Harga es balok dari pabrik es di Sikakap adalah Rp 25.000 per balok, sedangkan harga es bungkus adalah Rp 1.000-Rp 2.000 per bungkus. Oleh karena itu, jika menggunakan es balok, Jerti hanya perlu mengeluarkan Rp 75.000. Sementara itu, jika memakai es bungkus, dia mesti membayar minimal Rp 150.000.
”Kadang-kadang kami juga beli es balok yang dibawa kapal ikan dari Padang. Harganya Rp 60.000 per balok,” ujar Jerti.
Muhammad Idris Maulana Salam (35), penampung gurita dan hasil perikanan lainnya di Desa Sinaka, menuturkan, es bungkus juga lebih cepat habis dibandingkan es balok. Akibatnya, jika es habis, ia terpaksa harus segera menjual hasil tampungannya ke Sikakap meskipun belum mencapai target. Biasanya, hasil tampungan dijual ke Sikakap sekali sepekan.
”Es bungkus kadang 3-4 hari sudah cair. Jika es habis, kami mau tidak mau harus ke Sikakap meskipun hasil tampungan masih sedikit. Biaya bensin ke Sikakap pergi-pulang Rp 1,5 juta. Itu yang membuat kami keluar biaya lebih besar,” ujar Idris yang juga menjabat Ketua Badan Permusyawaratan Desa Sinaka ini, Sabtu (17/6/2023).
Kadang-kadang kami berproduksi dalam sebulan hanya satu atau dua kali.
Kompas mencoba menghubungi Manajer Komunikasi dan Tanggung Jawab Sosial dan Lingkungan PT PLN Unit Induk Wilayah Sumbar Yenti Elfina terkait permasalahan suplai listrik pabrik es ini. Walakin, belum ada jawaban. ”Boleh (dihubungi), nanti ya,” katanya saat dihubungi.

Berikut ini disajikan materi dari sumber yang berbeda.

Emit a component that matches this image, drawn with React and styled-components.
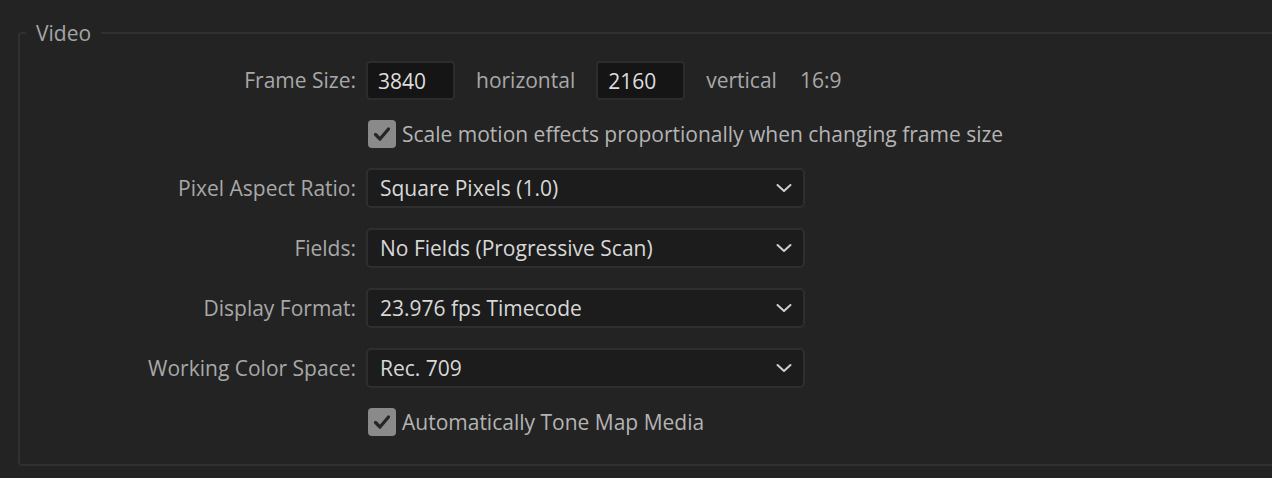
import React from 'react';
import styled, { createGlobalStyle } from 'styled-components';

const GlobalStyle = createGlobalStyle`
  html, body {
    margin: 0;
    padding: 0;
    background: #232323;
    overflow: hidden;
  }
  body {
    font-family: "Open Sans", "Noto Sans", sans-serif;
  }
`;

const Page = styled.div`
  width: 1272px;
  height: 478px;
  padding-top: 21px;
  box-sizing: border-box;
  overflow: hidden;
`;

const Group = styled.fieldset`
  margin: 0 0 0 18px;
  width: 1300px;
  box-sizing: border-box;
  border: 2px solid #303030;
  border-radius: 4px;
  padding: 15px 0 28px 6px;
  min-inline-size: 0;
`;

const Legend = styled.legend`
  padding: 0 10px;
  font-size: 21px;
  line-height: 24px;
  color: #a4a4a4;
`;

const Form = styled.div`
  display: flex;
  flex-direction: column;
  gap: 20px;
  margin-left: -6px;
`;

const Row = styled.div`
  display: grid;
  grid-template-columns: 336px 1fr;
  column-gap: 10px;
  align-items: center;
  height: ${props => props.$short ? '28px' : '40px'};
`;

const Label = styled.div`
  text-align: right;
  font-size: 21px;
  color: #a8a8a8;
  white-space: nowrap;
`;

const Inline = styled.div`
  display: flex;
  align-items: center;
  gap: 21px;
`;

const NumberField = styled.div`
  width: 89px;
  height: 39px;
  box-sizing: border-box;
  background: #151515;
  border: 2px solid #2c2c2c;
  border-radius: 4px;
  padding: 2px 0 0 10px;
  display: flex;
  align-items: center;
  font-size: 21px;
  color: #dedede;
`;

const Unit = styled.span`
  font-size: 21px;
  color: #a8a8a8;
  white-space: nowrap;
  margin-left: ${props => props.$push ? '2px' : '0'};
`;

const Check = styled.label`
  display: flex;
  align-items: center;
  gap: 6px;
  margin-left: 2px;
  font-size: 21px;
  color: #b4b4b4;
  white-space: nowrap;
`;

const Box = styled.span`
  width: 28px;
  height: 28px;
  border-radius: 4px;
  background: #8a8a8a;
  display: flex;
  align-items: center;
  justify-content: center;
`;

const Select = styled.div`
  width: 439px;
  height: 40px;
  box-sizing: border-box;
  background: #1c1c1c;
  border: 2px solid #2e2e2e;
  border-radius: 5px;
  padding: 0 11px 0 12px;
  display: flex;
  align-items: center;
  justify-content: space-between;
  font-size: 21px;
  color: #d8d8d8;
`;

function CheckMark() {
  return (
    <svg width="18" height="16" viewBox="0 0 18 16">
      <path d="M2.5 8.5 L7 13 L15.5 3" fill="none" stroke="#262626" strokeWidth="3.2" strokeLinecap="round" strokeLinejoin="round" />
    </svg>
  );
}

function Chevron() {
  return (
    <svg width="16" height="10" viewBox="0 0 16 10">
      <path d="M1.5 2 L8 8 L14.5 2" fill="none" stroke="#cfcfcf" strokeWidth="2" strokeLinecap="round" strokeLinejoin="round" />
    </svg>
  );
}

const selects = [
  { label: 'Pixel Aspect Ratio:', value: 'Square Pixels (1.0)' },
  { label: 'Fields:', value: 'No Fields (Progressive Scan)' },
  { label: 'Display Format:', value: '23.976 fps Timecode' },
  { label: 'Working Color Space:', value: 'Rec. 709' },
];

export default function App() {
  return (
    <Page>
      <GlobalStyle />
      <Group>
        <Legend>Video</Legend>
        <Form>
          <Row>
            <Label>Frame Size:</Label>
            <Inline>
              <NumberField>3840</NumberField>
              <Unit>horizontal</Unit>
              <NumberField>2160</NumberField>
              <Unit>vertical</Unit>
              <Unit $push>16:9</Unit>
            </Inline>
          </Row>
          <Row $short>
            <span />
            <Check>
              <Box><CheckMark /></Box>
              Scale motion effects proportionally when changing frame size
            </Check>
          </Row>
          {selects.map(s => (
            <Row key={s.label}>
              <Label>{s.label}</Label>
              <Select>
                <span>{s.value}</span>
                <Chevron />
              </Select>
            </Row>
          ))}
          <Row $short>
            <span />
            <Check>
              <Box><CheckMark /></Box>
              Automatically Tone Map Media
            </Check>
          </Row>
        </Form>
      </Group>
    </Page>
  );
}
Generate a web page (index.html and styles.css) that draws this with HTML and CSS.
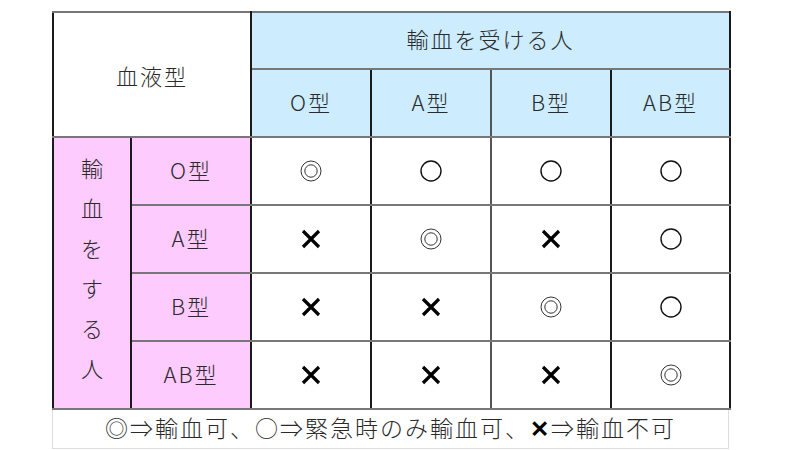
FILE: index.html
```html
<!DOCTYPE html>
<html lang="ja">
<head>
<meta charset="utf-8">
<link rel="stylesheet" href="styles.css">
</head>
<body>
<div class="page">
  <table class="chart">
    <colgroup>
      <col class="c-a"><col class="c-b"><col class="c-d"><col class="c-d"><col class="c-d"><col class="c-e">
    </colgroup>
    <tr class="r-top">
      <td class="corner" colspan="2" rowspan="2">血液型</td>
      <td class="blue" colspan="4">輸血を受ける人</td>
    </tr>
    <tr class="r-head">
      <td class="blue">O型</td>
      <td class="blue v-gray">A型</td>
      <td class="blue">B型</td>
      <td class="blue">AB型</td>
    </tr>
    <tr class="r-body">
      <td class="pink side" rowspan="4"><span class="vert">輸血をする人</span></td>
      <td class="pink">O型</td>
      <td><svg class="sym" viewBox="0 0 24 24"><circle cx="12" cy="12" r="10" class="dbl"/><circle cx="12" cy="12" r="6.2" class="dbl"/></svg></td>
      <td class="v-gray"><svg class="sym" viewBox="0 0 24 24"><circle cx="12" cy="12" r="10" class="one"/></svg></td>
      <td><svg class="sym" viewBox="0 0 24 24"><circle cx="12" cy="12" r="10" class="one"/></svg></td>
      <td><svg class="sym" viewBox="0 0 24 24"><circle cx="12" cy="12" r="10" class="one"/></svg></td>
    </tr>
    <tr class="r-body">
      <td class="pink">A型</td>
      <td><svg class="sym" viewBox="0 0 24 24"><path d="M4 4L20 20M20 4L4 20" class="x"/></svg></td>
      <td class="v-gray"><svg class="sym" viewBox="0 0 24 24"><circle cx="12" cy="12" r="10" class="dbl"/><circle cx="12" cy="12" r="6.2" class="dbl"/></svg></td>
      <td><svg class="sym" viewBox="0 0 24 24"><path d="M4 4L20 20M20 4L4 20" class="x"/></svg></td>
      <td><svg class="sym" viewBox="0 0 24 24"><circle cx="12" cy="12" r="10" class="one"/></svg></td>
    </tr>
    <tr class="r-body">
      <td class="pink">B型</td>
      <td><svg class="sym" viewBox="0 0 24 24"><path d="M4 4L20 20M20 4L4 20" class="x"/></svg></td>
      <td class="v-gray"><svg class="sym" viewBox="0 0 24 24"><path d="M4 4L20 20M20 4L4 20" class="x"/></svg></td>
      <td><svg class="sym" viewBox="0 0 24 24"><circle cx="12" cy="12" r="10" class="dbl"/><circle cx="12" cy="12" r="6.2" class="dbl"/></svg></td>
      <td><svg class="sym" viewBox="0 0 24 24"><circle cx="12" cy="12" r="10" class="one"/></svg></td>
    </tr>
    <tr class="r-body">
      <td class="pink">AB型</td>
      <td><svg class="sym" viewBox="0 0 24 24"><path d="M4 4L20 20M20 4L4 20" class="x"/></svg></td>
      <td class="v-gray"><svg class="sym" viewBox="0 0 24 24"><path d="M4 4L20 20M20 4L4 20" class="x"/></svg></td>
      <td><svg class="sym" viewBox="0 0 24 24"><path d="M4 4L20 20M20 4L4 20" class="x"/></svg></td>
      <td><svg class="sym" viewBox="0 0 24 24"><circle cx="12" cy="12" r="10" class="dbl"/><circle cx="12" cy="12" r="6.2" class="dbl"/></svg></td>
    </tr>
  </table>
  <div class="legend">◎⇒輸血可、○⇒緊急時のみ輸血可、<b class="bx">✕</b>⇒輸血不可</div>
</div>
</body>
</html>
```

FILE: styles.css
```css
html, body {
  margin: 0;
  padding: 0;
  background: #ffffff;
}

.page {
  padding: 11px 0 0 52px;
  width: 677px;
  font-family: "Noto Sans CJK JP", "Noto Sans", sans-serif;
  color: #2a2a2a;
}

.chart {
  border-collapse: collapse;
  table-layout: fixed;
  width: 677px;
}

.c-a { width: 78px; }
.c-b { width: 120px; }
.c-d { width: 120px; }
.c-e { width: 119px; }

.chart td {
  border-top: 2px solid #777;
  border-bottom: 2px solid #777;
  border-left: 2px solid #1a1a1a;
  border-right: 2px solid #1a1a1a;
  text-align: center;
  vertical-align: middle;
  padding: 0;
  font-size: 22px;
  letter-spacing: 2px;
  font-weight: 300;
}

.chart td.blue,
.chart td.pink {
  padding-bottom: 5px;
}

.chart td.side {
  padding-bottom: 0;
}

.chart td.v-gray {
  border-left-color: #555;
  border-right-color: #555;
}

.r-top { height: 57px; }
.r-head { height: 68px; }
.r-body { height: 68px; }

.blue { background: #cdecfe; }
.pink { background: #fecbfe; }
.corner { background: #ffffff; }

.vert {
  display: block;
  width: 22px;
  margin: 0 auto;
  font-size: 22px;
  line-height: 40px;
  word-break: break-all;
  letter-spacing: 0;
  padding-bottom: 12px;
}

.sym {
  display: block;
  width: 24px;
  height: 24px;
  margin: 0 auto;
}

.dbl {
  fill: none;
  stroke: #333;
  stroke-width: 1;
}

.one {
  fill: none;
  stroke: #111;
  stroke-width: 1.4;
}

.x {
  fill: none;
  stroke: #000;
  stroke-width: 3.2;
}

.legend {
  box-sizing: border-box;
  height: 39px;
  border: 1px solid #dddddd;
  border-top: none;
  text-align: center;
  font-size: 23px;
  line-height: 34px;
  letter-spacing: 2px;
  font-weight: 300;
  color: #2a2a2a;
}

.bx {
  font-weight: 700;
  color: #000;
}
```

Penjabat Bupati Kepulauan Mentawai Fernando Jongguran Simanjuntak, Selasa (25/7/2023), mengakui, suplai listrik memang masih menjadi kendala. Tidak hanya bagi pabrik es, tetapi juga untuk kebutuhan masyarakat sehari-hari. ”Kami akan berkoordinasi lagi dengan PLN terkait penyediaan listrik ini,” katanya.